Roger Paton, Edinburgh

*

Sunbeam tiger

Sir,

In May 1982 I was fire marshal at an Oulton Park meeting. I was allocated the infield post at Cascades, at the bottom of the steep downhill section of the circuit after Old Hall.

At this time the short circuit meant that drivers finished the sprint from the start/finish line, negotiated Old Hall and then had to think about their approach to Cascades and Fosters, accelerating as hard as they could towards a brow followed by a steep downhill into a left and almost immediate right. It was a complex section where the temptation to lift was tempered by the need to maintain momentum through Fosters ready for the run up Clay Hill to Druids.

As a marshal you learnt to watch the cars carefully to try and anticipate the drivers who were likely to come unstuck, especially where a car leaving the circuit was likely to be heading straight for you. The post at Cascades was particularly hazardous if the short circuit was being used. As a marshal you had only two pieces of Armco, three feet high, between you and the oncoming cars, which came into view suddenly over the brow. If a driver lost control they were frequently heading for you.

This day was especially memorable for the astonishing way the winner of a seemingly tame saloon car race managed to negotiate Cascades in a Talbot Sunbeam hatchback.

It was a one-make race for standard road cars from the Brands Hatch Racing School, and we were fairly relaxed as the leading cars approached over the hill. It quickly became apparent that the driver of the first car had no intention of slowing down. He carried on at such speed that the car heeled over, sliding on two wheels down the hill in an oversteering attitude, with the driver applying a small amount of opposite lock, still in top gear.
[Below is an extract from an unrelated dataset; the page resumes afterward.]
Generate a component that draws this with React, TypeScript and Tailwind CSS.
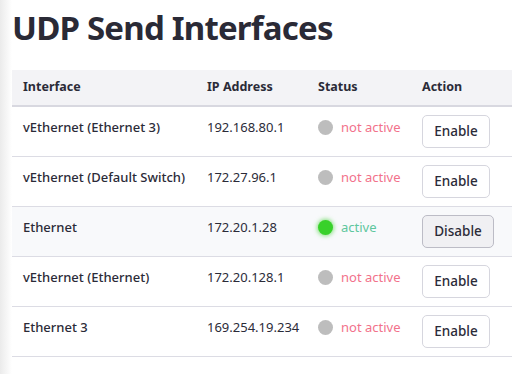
const rows = [
  { name: 'vEthernet (Ethernet 3)', ip: '192.168.80.1', active: false },
  { name: 'vEthernet (Default Switch)', ip: '172.27.96.1', active: false },
  { name: 'Ethernet', ip: '172.20.1.28', active: true },
  { name: 'vEthernet (Ethernet)', ip: '172.20.128.1', active: false },
  { name: 'Ethernet 3', ip: '169.254.19.234', active: false },
];

function StatusCell({ active }: { active: boolean }) {
  return (
    <div className="flex items-center gap-[8px] h-6">
      <span
        className={`inline-block w-[15px] h-[15px] shrink-0 rounded-full ${
          active ? 'bg-[#38d12a] shadow-[0_0_4px_1px_rgba(56,209,42,0.6)]' : 'bg-[#bdbdbd]'
        }`}
      />
      <span className={active ? 'text-[#5ec79e]' : 'text-[#f2728b]'}>{active ? 'active' : 'not active'}</span>
    </div>
  );
}

export default function App() {
  return (
    <div
      className="flex w-[529px] h-[374px] bg-white text-[#2b2b38] overflow-hidden"
      style={{ fontFamily: '"Noto Sans", "Open Sans", sans-serif' }}
    >
      <div className="w-3 shrink-0 bg-gradient-to-r from-[#ebebeb] to-white" />
      <div className="w-[500px]">
        <h1 className="mt-2 mb-[22px] text-[33px] leading-[40px] font-bold tracking-[-0.8px] text-[#2a2a36]">
          UDP Send Interfaces
        </h1>
        <table className="w-[500px] table-fixed border-collapse text-[13px]">
          <colgroup>
            <col className="w-[184px]" />
            <col className="w-[111px]" />
            <col className="w-[104px]" />
            <col className="w-[101px]" />
          </colgroup>
          <thead>
            <tr className="bg-[#f3f3f6] border-b-2 border-[#d8d8e0]">
              <th className="h-[36px] pl-[11px] text-left font-bold text-[12.5px]">Interface</th>
              <th className="pl-[11px] text-left font-bold text-[12.5px]">IP Address</th>
              <th className="pl-[11px] text-left font-bold text-[12.5px]">Status</th>
              <th className="pl-[11px] text-left font-bold text-[12.5px]">Action</th>
            </tr>
          </thead>
          <tbody>
            {rows.map((r) => (
              <tr key={r.name} className={`border-b border-[#dcdce4] ${r.active ? 'bg-[#f8f9fb]' : ''}`}>
                <td className="align-top pl-[11px] py-2 leading-6 font-medium whitespace-nowrap">{r.name}</td>
                <td className="align-top pl-[11px] py-2 leading-6">{r.ip}</td>
                <td className="align-top pl-[11px] py-2 leading-6">
                  <StatusCell active={r.active} />
                </td>
                <td className="align-top pl-[11px] py-2">
                  <button
                    type="button"
                    className={`block h-[33px] rounded-[5px] border text-[13.5px] font-medium ${
                      r.active
                        ? 'w-[72px] bg-[#f0f0f3] border-[#bcbcc6]'
                        : 'w-[68px] bg-white border-[#d6d6de]'
                    }`}
                  >
                    {r.active ? 'Disable' : 'Enable'}
                  </button>
                </td>
              </tr>
            ))}
          </tbody>
        </table>
      </div>
    </div>
  );
}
As the car got to the bottom of the hill the two wheels in mid-air hit the track with a loud bang, and the driver recovered the car while immediately braking hard and revving the engine as he did so to enable the required downchanges.
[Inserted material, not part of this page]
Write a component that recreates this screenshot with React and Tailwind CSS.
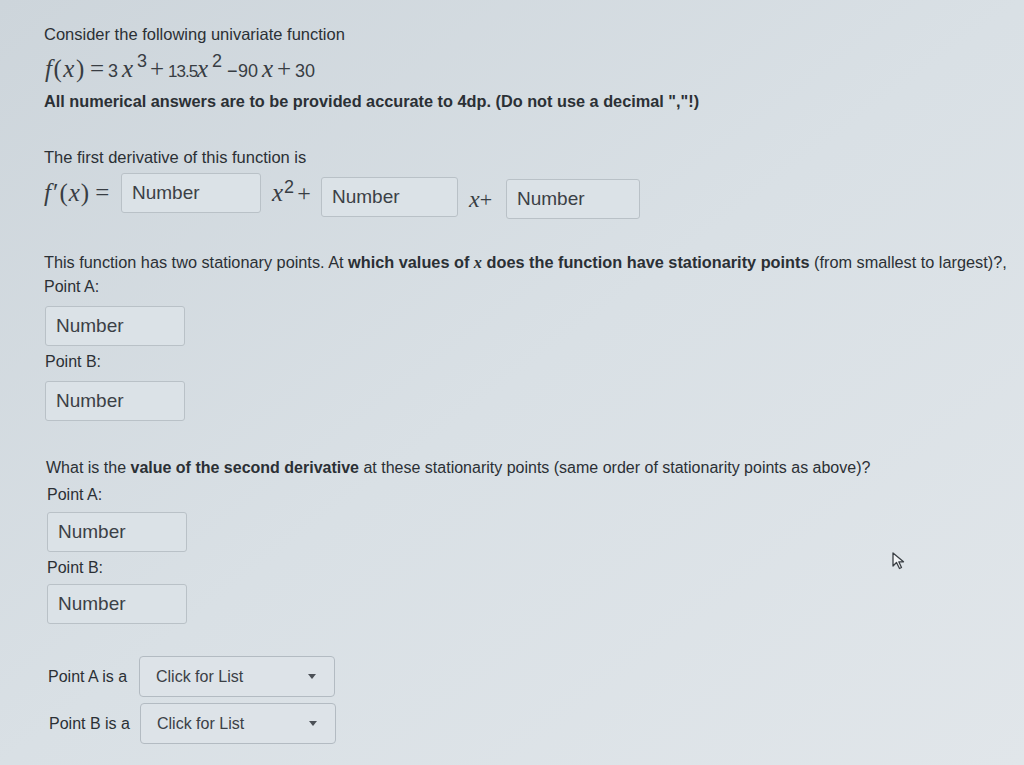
import React from "react";

const NumberBox = ({ className = "" }) => (
  <div
    className={`h-[40px] flex items-center pl-[10px] border border-[#b9c1c7] rounded-[3px] bg-[#dbe2e7] text-[19px] text-[#3b4046] ${className}`}
  >
    Number
  </div>
);

const Select = ({ className = "" }) => (
  <div
    className={`w-[196px] h-[41px] flex items-center justify-between pl-[16px] pr-[18px] border border-[#b3bbc2] rounded-[4px] bg-[#dde3e8] text-[16px] text-[#3b4046] ${className}`}
  >
    <span>Click for List</span>
    <svg width="8" height="5" viewBox="0 0 8 5">
      <path d="M0 0 L8 0 L4 5 Z" fill="#4b5056" />
    </svg>
  </div>
);

const serif = { fontFamily: '"Liberation Serif", serif' };

const MathI = ({ children }) => (
  <span className="italic" style={serif}>
    {children}
  </span>
);

// one piece of the formula, given a fixed slot width
const Cell = ({ w, children, kind = "serif", sup = false }) => (
  <span
    className={`inline-block shrink-0 ${w} ${kind === "serif" ? "text-[25px]" : "text-[18px]"} ${sup ? "relative -top-[10px]" : ""}`}
    style={kind === "serif" ? serif : undefined}
  >
    {children}
  </span>
);

export default function App() {
  return (
    <div
      className="relative w-[1024px] h-[765px] overflow-hidden bg-gradient-to-br from-[#cdd5db] via-[#d9e0e5] to-[#e1e6ea] text-[#2b3035]"
      style={{ fontFamily: '"Liberation Sans", Arial, sans-serif' }}
    >
      <div className="pl-[44px] pt-[23px]">
        <p className="text-[16.5px] leading-[22px]">Consider the following univariate function</p>

        {/* f(x) */}
        <div className="mt-[8px] h-[32px] ml-[1px] flex items-baseline leading-[32px] text-[#383d43]">
          <Cell w="w-[45px]"><span className="tracking-[1.5px]"><MathI>f</MathI>(<MathI>x</MathI>)</span></Cell>
          <Cell w="w-[18px]">=</Cell>
          <Cell w="w-[14px]" kind="sans">3</Cell>
          <Cell w="w-[15px]"><MathI>x</MathI></Cell>
          <Cell w="w-[13px]" kind="sans" sup>3</Cell>
          <Cell w="w-[18px]">+</Cell>
          <Cell w="w-[29px]" kind="sans"><span className="tracking-[-1px] text-[17px]">13.5</span></Cell>
          <Cell w="w-[15px]"><MathI>x</MathI></Cell>
          <Cell w="w-[15px]" kind="sans" sup>2</Cell>
          <Cell w="w-[11px]" kind="sans">−</Cell>
          <Cell w="w-[24px]" kind="sans">90</Cell>
          <Cell w="w-[15px]"><MathI>x</MathI></Cell>
          <Cell w="w-[18px]">+</Cell>
          <Cell w="w-[20px]" kind="sans">30</Cell>
        </div>

        <p className="mt-[5px] text-[16.3px] leading-[22px] font-bold">
          All numerical answers are to be provided accurate to 4dp. (Do not use a decimal ","!)
        </p>

        <p className="mt-[34px] text-[16.5px] leading-[22px]">The first derivative of this function is</p>

        {/* f'(x) row */}
        <div className="mt-[5px] flex items-start text-[#383d43]">
          <span className="text-[25px] w-[77px] h-[40px] flex items-center tracking-[1px]" style={serif}>
            <MathI>f</MathI>
            <span className="ml-[1px]">′</span>(<MathI>x</MathI>)<span className="ml-[5px]">=</span>
          </span>
          <NumberBox className="w-[140px]" />
          <span className="ml-[11px] text-[24px] w-[49px] h-[40px] flex items-center" style={serif}>
            <span className="text-[25px]"><MathI>x</MathI></span>
            <span className="text-[18px] -mt-[12px] ml-[1px]" style={{ fontFamily: '"Liberation Sans", Arial, sans-serif' }}>2</span>
            <span className="ml-[3px]">+</span>
          </span>
          <NumberBox className="w-[137px] mt-[4px]" />
          <span className="ml-[11px] text-[22px] w-[37px] h-[40px] mt-[6px] flex items-center" style={serif}>
            <span className="text-[24px]"><MathI>x</MathI></span>+
          </span>
          <NumberBox className="w-[134px] mt-[6px]" />
        </div>

        <p className="mt-[32px] text-[16.3px] leading-[22px] whitespace-nowrap">
          This function has two stationary points. At{" "}
          <b>
            which values of <MathI>x</MathI> does the function have stationarity points
          </b>{" "}
          (from smallest to largest)?,
        </p>
        <p className="mt-[2px] text-[16px] leading-[22px]">Point A:</p>
        <NumberBox className="w-[140px] mt-[8px] ml-[1px]" />
        <p className="mt-[5px] ml-[1px] text-[16px] leading-[22px]">Point B:</p>
        <NumberBox className="w-[140px] mt-[8px] ml-[1px]" />

        <p className="mt-[36px] ml-[2px] text-[16px] leading-[22px] whitespace-nowrap">
          What is the <b>value of the second derivative</b> at these stationarity points (same order of stationarity points as above)?
        </p>
        <p className="mt-[5px] ml-[3px] text-[16px] leading-[22px]">Point A:</p>
        <NumberBox className="w-[140px] mt-[6px] ml-[3px]" />
        <p className="mt-[5px] ml-[3px] text-[16px] leading-[22px]">Point B:</p>
        <NumberBox className="w-[140px] mt-[5px] ml-[3px]" />

        <div className="mt-[32px] ml-[4px] flex items-center">
          <span className="w-[91px] text-[16px]">Point A is a</span>
          <Select />
        </div>
        <div className="mt-[6px] ml-[5px] flex items-center">
          <span className="w-[91px] text-[16px]">Point B is a</span>
          <Select />
        </div>
      </div>

      {/* mouse cursor */}
      <svg className="absolute left-[892px] top-[552px]" width="16" height="18" viewBox="0 0 16 18">
        <path d="M1 1 L1 14 L4.5 10.5 L7.5 16.5 L9.5 15.5 L6.8 9.8 L11.5 9.8 Z" fill="#f2f4f6" stroke="#3a3f44" strokeWidth="1.3" strokeLinejoin="round" />
      </svg>
    </div>
  );
}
“He’s left-foot braking,” I said to a marshal. “We’d better watch out, he’s close to the edge.”

Next lap the car did exactly the same thing, only this time there was a large gap between it and the following cars. It was incredible, I had never seen anything like it. Every lap the same. The wheels in mid-air hit the floor in the same place, brake lights full on as the driver doubled down the gears. We even relaxed a bit, once we realised that he was not likely to lose control.

He won that seven-lap race by nearly 10 seconds. We were gobsmacked. A year later he changed his racing name from Ayrton da Silva to Ayrton Senna.

Charlie Plant, Waterloo, Liverpool

*

North Yorks Grand Prix

Sir,

As the Grand Prix season finale loomed I was somewhat sceptical of my wife’s plan to spend a long weekend in the North Yorkshire moors. We stayed in a picturesque, almost idyllic cottage, but the internet was not available and that meant watching the Grand Prix the old-school way on TV. Undeterred, the race was sure to be my highlight of the weekend.

That was until I walked into the local country inn, for a pre-lunch pint, and noticed a selection of beautifully painted portraits of Formula 1 drivers from the 1950s to modern day.

“Well?” came a voice from a gentleman in the corner of the bar, “how many can you name?” The likes of Montoya and modern-day drivers were easy, as was Jim Clark.

“I want to say Surtees to that one,” I said unsurely, explaining my knowledge starts really from the 1970s. I was told to guess again: “British Ferrari drivers”. I wanted to say Hawthorn but there was no bow tie. “Peter Collins,” came the reply.

Within minutes my new friend and I were talking racing. “Do you read Motor Sport?” I was asked. “Have done for years,” I replied.

“What do you think of Nigel Roebuck?”

“Genius, been reading his work since a boy, with his Fifth Columns in Autosport.”

“What do you think of Jenks?”

“Stubborn old legend.”

The conversation was getting more and more captivating, and then it was suggested I look at the photos in the far corner. These were pictures of this fascinating gentleman racing sports cars in the 1970s on real circuits such as Niirburgring and the old Spa. I was engrossed. I asked for more about Spa. Then came the quote of the weekend…

“I touched the brake going into Masta and Pedro Rodriguez overtook me on the outside!” Brilliant.

By now my in-laws were suggesting we were going to be late for lunch, which was when my friend’s wife asked me if I knew what ‘the dog house’ was?

“Which one? I know of two and my wife’s in charge of the one I’ll be in!” The other was of course the domain of racing wives. This was another conversation I was itching to have; however, the family won and I had to leave.

So if you’re passing sleepy Rosedale Abbey, fancy a pint and see the White Horse, you might want to stop. I can assure you the conversation is truly first class. Thank you, Peter Smith.

Turns out the Grand Prix was a thriller, but not the highlight of my weekend after all.

Stan Wiles, Chesterfield, Derbyshire

*

Keep two Chevrons apart

Sir,

As an avid reader since schooldays in the 1960s and, in period, a great fan of Peter Gethin I must humbly advise that the photo captioned as Geth in the Chevron article is in fact one of Brian Redman. I recall Geth was driving a brown car when my pals and I witnessed his great win. Notwithstanding this, keep up the good work — still a wonderful monthly read.